# Drone survival



## Joel Acheson (Mar 17, 2001)

When a colony first starts drone production in the spring, how long will those initial drones persist (survive) into the season to be available for beeding new queens? I know that the drone raising will continue, but I am curious to know just how long a drone will remain viable, and in particular the first ones of the season.
Thanx.


----------



## Dee A. Lusby (Oct 4, 2000)

Joel wrote:
When a colony first starts drone production in the spring, how long will those initial drones persist (survive) into the season to be available for beeding new queens? 

Reply:
On average I would say no more then about 2 months. Assuming here that broodnest change over has happened from long lived winter drones to short lived active season summer drones. Now broodnest changeover occurs twice in the calendar year. Spring going into summer, and fall going into winter.

Now in the fall the live of drones can extend 4 months or more and here viability is extended also, just like with workers, also queens. 

Also IMPOV and others early on, fall queens/drones are better for longer lived workers during the summer active season, rather then shortlived workers that blow themselves up faster with work.

Joel next wrote:
I know that the drone raising will continue, but I am curious to know just how long a drone will remain viable, and in particular the first ones of the season.

Reply:
Here let me add Joel, that the summer coming on drones here mature at about 10 days average, but in the fall season for winter, this time can be somewhat longer just like their lives are extended by more then double at times.

Regards,

Dee A. Lusby


----------



## elvin (Mar 27, 2003)

Dee---

correct me if i am wrong, but i thought that the drones got booted out of the hive in the fall by the workers, so as none contributing bees would not be using up honey stores in the winter.

???
---elvin


----------



## Michael Bush (Aug 2, 2002)

The workers will drive out the drones when brood rearing stops in the fall. But brood rearing often continues well into the fall and as long as they are rearing brood they will keep drones around for the possiblilty of needing a new queen. When there isn't any brood, they can't get a new queen, even if there are drones, so the drones are no longer needed after that.


----------



## Dee A. Lusby (Oct 4, 2000)

Elvin wrote:
correct me if i am wrong, but i thought that the drones got booted out of the hive in the fall by the workers, so as none contributing bees would not be using up honey stores in the winter.

Reply:
Not really. Hives with plenty of stores of REAL honey and REAL pollen often carry a small compliment of drones all winter. 

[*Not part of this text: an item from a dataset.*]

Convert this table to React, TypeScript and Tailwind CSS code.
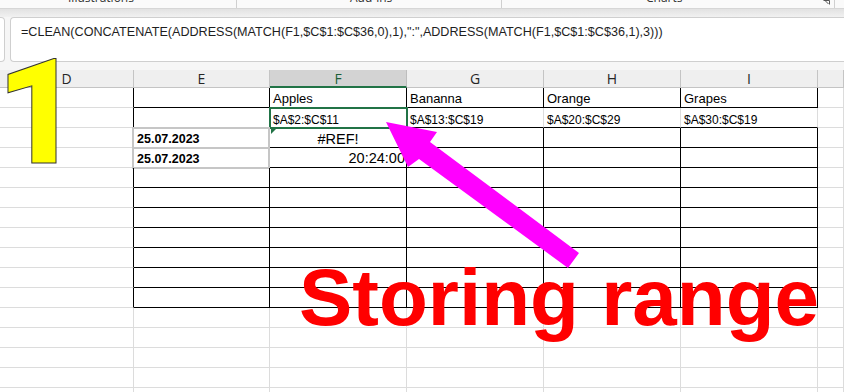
import React from "react";

type Col = { key: string; w: string };

const COLS: Col[] = [
  { key: "D", w: "w-[134px]" },
  { key: "E", w: "w-[136px]" },
  { key: "F", w: "w-[137px]" },
  { key: "G", w: "w-[137px]" },
  { key: "H", w: "w-[137px]" },
  { key: "I", w: "w-[137px]" },
  { key: "J", w: "w-[26px]" },
];

const FORMULA =
  '=CLEAN(CONCATENATE(ADDRESS(MATCH(F1,$C$1:$C$36,0),1),":",ADDRESS(MATCH(F1,$C$1:$C$36,1),3)))';

// row -> col -> text
const CELLS: Record<number, Record<number, string>> = {
  1: { 2: "Apples", 3: "Bananna", 4: "Orange", 5: "Grapes" },
  2: { 2: "$A$2:$C$11", 3: "$A$13:$C$19", 4: "$A$20:$C$29", 5: "$A$30:$C$19" },
  3: { 1: "25.07.2023", 2: "#REF!" },
  4: { 1: "25.07.2023", 2: "20:24:00" },
};

const ROWS = Array.from({ length: 16 }, (_, i) => i + 1);

function Cell({ row, col }: { row: number; col: number }) {
  const inTable = row <= 11 && col >= 1 && col <= 5;
  const leftEdge = row <= 11 && col === 0;
  const text = CELLS[row]?.[col];

  let border = "border-r border-b border-r-[#dcdcdc] border-b-[#dcdcdc]";
  if (inTable) {
    border =
      row === 2
        ? "border-r border-b border-r-[#dcdcdc] border-b-black"
        : "border-r border-b border-black";
  } else if (leftEdge) {
    border = "border-r border-b border-r-black border-b-[#dcdcdc]";
  }

  let textCls = "pl-[3px] text-[13px] leading-[20px] pt-[1px]";
  if (row === 2) textCls = "pl-[3px] text-[12px] leading-[20px] pt-[2px]";
  if (col === 1 && (row === 3 || row === 4))
    textCls = "pl-[3px] text-[12.5px] font-bold leading-[20px] pt-[1px]";
  if (col === 2 && row === 3) textCls = "text-center text-[14.5px] leading-[20px] pt-[1px]";
  if (col === 2 && row === 4) textCls = "text-right pr-[1px] text-[14.5px] leading-[20px]";

  return (
    <div className={`relative h-[20px] shrink-0 ${COLS[col].w} ${border}`}>
      {text && <div className={`whitespace-nowrap text-black ${textCls}`}>{text}</div>}
      {col === 1 && (row === 3 || row === 4) && (
        <span className="absolute -left-[2px] -top-[1px] w-[138px] h-[22px] border-[2px] border-[#c6c6c6]" />
      )}
      {col === 2 && row === 2 && (
        <span className="absolute -left-[1px] -top-[1px] w-[139px] h-[22px] border-[2px] border-[#217346]" />
      )}
      {col === 2 && row === 3 && (
        <span className="absolute left-[1px] top-0 w-0 h-0 border-t-[6px] border-t-[#217346] border-r-[6px] border-r-transparent" />
      )}
    </div>
  );
}

export default function App() {
  return (
    <div className="relative w-[844px] h-[392px] overflow-hidden bg-white font-['Liberation_Sans',Arial,sans-serif]">
      {/* ribbon group labels, cut off at the top */}
      <div className="flex h-[9px] overflow-hidden bg-[#fafafa] border-b border-[#d6d6d6] font-['Open_Sans',sans-serif] text-[12px] text-[#333]">
        <div className="w-[237px] shrink-0 border-r border-[#d0d0d0] pl-[68px] leading-[12px] -mt-[8px]">
          Illustrations
        </div>
        <div className="w-[265px] shrink-0 border-r border-[#d0d0d0] pl-[113px] leading-[12px] -mt-[8px]">
          Add-ins
        </div>
        <div className="relative w-[333px] shrink-0 border-r border-[#d0d0d0] pl-[144px] leading-[12px] -mt-[8px]">
          Charts
          <svg className="absolute right-[4px] top-[8px]" width="7" height="5" viewBox="0 0 7 5">
            <path d="M0.5 0.5 H6.5 M6.5 0.5 V4.5 M2 0.5 L5.5 4" stroke="#555" strokeWidth="1" fill="none" />
          </svg>
        </div>
      </div>
      <div className="h-[8px] bg-gradient-to-b from-[#e2e2e2] to-[#f1f1f1]" />

      {/* formula bar */}
      <div className="flex h-[53px] bg-[#f6f6f6]">
        <div className="w-[5px] h-[45px] shrink-0 rounded-r-[4px] border border-l-0 border-[#cfcfcf] bg-white" />
        <div className="ml-[5px] h-[45px] flex-1 rounded-l-[4px] border border-r-0 border-[#cfcfcf] bg-white pl-[10px] pt-[5px]">
          <div className="whitespace-nowrap text-[12.6px] leading-[18px] text-[#1e1e1e] font-['Liberation_Sans',Arial,sans-serif]">
            {FORMULA}
          </div>
        </div>
      </div>

      {/* column headers */}
      <div className="flex h-[18px] bg-[#efefef] font-['Open_Sans',sans-serif] text-[14px] leading-[17px]">
        {COLS.map((c) => (
          <div
            key={c.key}
            className={`shrink-0 text-center ${c.w} ${
              c.key === "F"
                ? "bg-[#d3d3d3] border-b-2 border-b-[#217346] border-r border-r-[#bdbdbd] text-[#1b5e37]"
                : "border-b border-r border-[#c4c4c4] text-[#262626]"
            }`}
          >
            {c.key === "J" ? "" : c.key}
          </div>
        ))}
      </div>

      {/* grid */}
      <div className="flex flex-col">
        {ROWS.map((r) => (
          <div key={r} className="flex">
            {COLS.map((_, ci) => (
              <Cell key={ci} row={r} col={ci} />
            ))}
          </div>
        ))}
      </div>

      {/* annotations drawn on top of the sheet */}
      <div className="absolute left-[-4px] top-[40px] text-[147px] leading-none font-black text-[#ffff00] font-['Roboto',sans-serif] [-webkit-text-stroke:1px_#333]">
        1
      </div>

      <svg className="absolute inset-0 pointer-events-none" width="844" height="392" viewBox="0 0 844 392">
        <polygon
          points="386,122 437,132 430,142 579,253 568,268 419,159 408,167"
          fill="#ff00ff"
        />
      </svg>

      <div className="absolute left-[299px] top-[258px] whitespace-nowrap text-[80px] leading-none font-bold text-[#ff0000] font-['Liberation_Sans',Arial,sans-serif]">
        Storing range
      </div>
    </div>
  );
}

As far as I can remember the longest recorded drones were calculated to be between 6-8 months old.

For more information you would probably have to read some early works by E.F. Phillips or Wedmore on the subject matter.Possibly Mackensen!

Regards,

Dee A. Lusby


----------



## Dee A. Lusby (Oct 4, 2000)

Michael wrote:
The workers will drive out the drones when brood rearing stops in the fall.

Reply:
Not so with good outbred highly variable bees and plenty of stores.

Michael also wrote:
But brood rearing often continues well into the fall and as long as they are rearing brood they will keep drones around for the possiblilty of needing a new queen. When there isn't any brood, they can't get a new queen, even if there are drones, so the drones are no longer needed after that.

Reply:
When there isn't any brood, good variable outbred bees are quite capable of raising another queen if they really want to come early spring, then fire up for a short duration of one turn or brood or so, and then raise a permanent queen to replace the short term intercaste Thelytoky queen with.

Regards,

Dee (P.S. can also happen in dead of summer when temps are over 105% F and brood is also shut off, or queen is lost during mating and bees need to raise another. They just do it given a chance. 

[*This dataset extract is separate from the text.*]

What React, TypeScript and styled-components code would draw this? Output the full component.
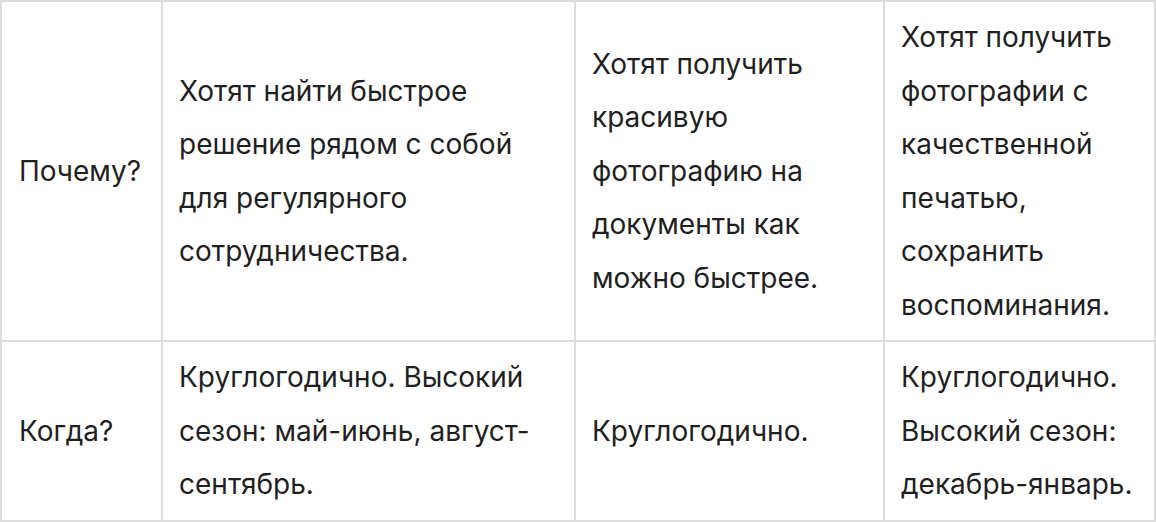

Check the archives here! I think this has been gone over before.)


----------



## Michael Bush (Aug 2, 2002)

>When there isn't any brood, good variable outbred bees are quite capable of raising another queen if they really want to come early spring, then fire up for a short duration of one turn or brood or so, and then raise a permanent queen to replace the short term intercaste Thelytoky queen with.

I have not seen bees that could do this, but would be very interested in them.


----------



## Dee A. Lusby (Oct 4, 2000)

Michael Bush wrote:
I have not seen bees that could do this, but would be very interested in them.


Reply:
This trait has been seen in Italian, caucasian, carnolian, bees etc or in other words both small natural sized yellow or black bees. 

But this was when bees were allowed to raise own queens, and first out were not killed by those breeding as being inferior(don't know why beekeepers are taught this chain of thought, except maybe breeders/gov afraid of thelytoky traits for bees that take care of themselves). Also by keeping first out queens, this is how one speeds up the genetics of their bees, for bees that can breed faster and this has been said wanted to control varroa. With smaller cell and speeded up genetics control of parasites is quite feasible. 

Yet beekeepers are taught the opposite now in field management. Why?

If bees follow plant genetics somewhat, like animal genetics somewhat, that what is wrong with a backup system of reproduction for emergencies, and speeded up genetics to fight parasites, etc????? Especially if it is known (early literature) to exist in both yellow and black naturally kept bees, except we are on man's artificially enlarged one now to match our hybridized crops and the only kicker is now. . .both are falling apart!

Regards,

Dee A. Lusby


----------



## Michael Bush (Aug 2, 2002)

Dee said: Especially if it is known (early literature) to exist in both yellow and black naturally kept bees...

I have not heard of this. Could you give me some references to "early literature" on the subject?


----------